The foregoing summary description of the Indenture is not complete and is qualified in its entirety by reference to the Indenture, which is attached as Exhibit 4.1 to this Current Report on Form 8-K and is incorporated herein by reference.

Item 2.03. Creation of a Direct Financial Obligation or an Obligation under an Off-Balance Sheet Arrangement of a Registrant.

The information included in Item 1.01 of this Current Report on Form 8-K is incorporated by reference into this Item 2.03.

Item 8.01. Other Events.

In connection with the previously filed financial information of Hydra Dutch Holdings 1 B.V. on the Company’s Current Report on Form 8-K, dated June 21, 2016, attached hereto as Exhibit 23.1 is a consent from Kesselman & Kesselman.

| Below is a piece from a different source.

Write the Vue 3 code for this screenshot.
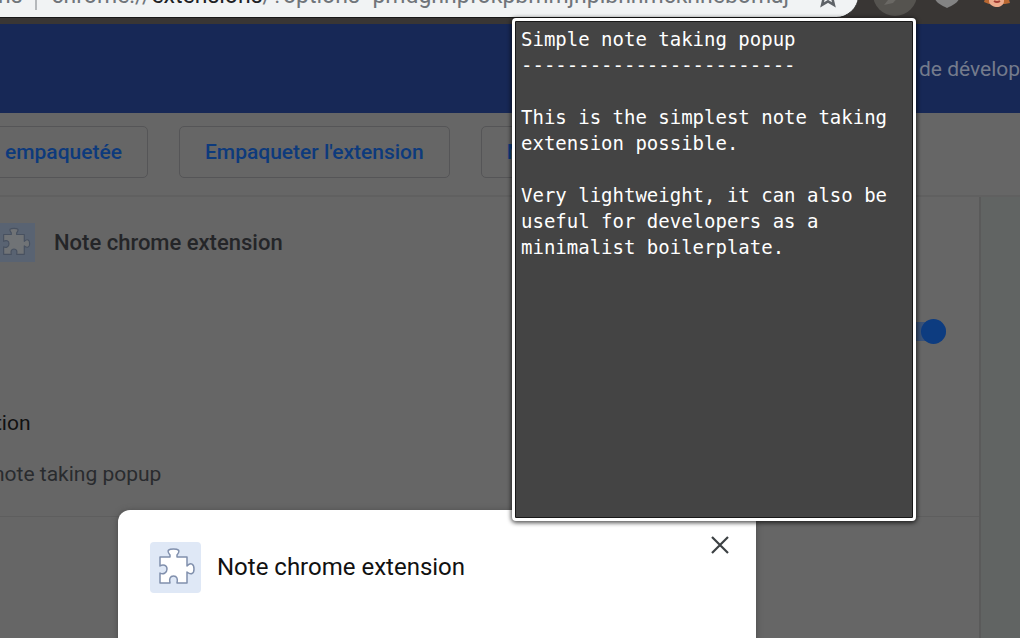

Item 9.01 Financial Statements and Exhibits

(d) Exhibits

 

Exhibit No.

  

Description

  4.1    Indenture, dated as of June 30, 2016, by and among Cott Finance Corporation, BNY Trust Company of Canada, as Canadian co-trustee, The Bank of New York Mellon, as U.S. co-trustee, paying agent, registrar, transfer agent and authenticating agent, and The Bank of New York Mellon, London Branch, as London paying agent, governing the 5.50% Senior Notes due 2024.
  4.2    Form of 5.50% Senior Note due 2024 (included as Exhibit A to Exhibit 4.1).
23.1    Consent of Kesselman & Kesselman.

 

3


SIGNATURES

Pursuant to the requirements of the Securities Exchange Act of 1934, as amended, the Registrant has duly caused this report to be signed on its behalf by the undersigned hereunto duly authorized.

 

Cott Corporation
(Registrant)
By:  

/s/ Marni Morgan Poe

  Marni Morgan Poe
  Vice President, General Counsel and Secretary

June 30, 2016

 

4


EXHIBIT INDEX

 

Exhibit No.

  

Description

  4.1    Indenture, dated as of June 30, 2016, by and among Cott Finance Corporation, BNY Trust Company of Canada, as Canadian co-trustee, The Bank of New York Mellon, as U.S. co-trustee, paying agent, registrar, transfer agent and authenticating agent, and The Bank of New York Mellon, London Branch, as London paying agent, governing the 5.50% Senior Notes due 2024.
  4.2    Form of 5.50% Senior Note due 2024 (included as Exhibit A to Exhibit 4.1).
23.1    Consent of Kesselman & Kesselman.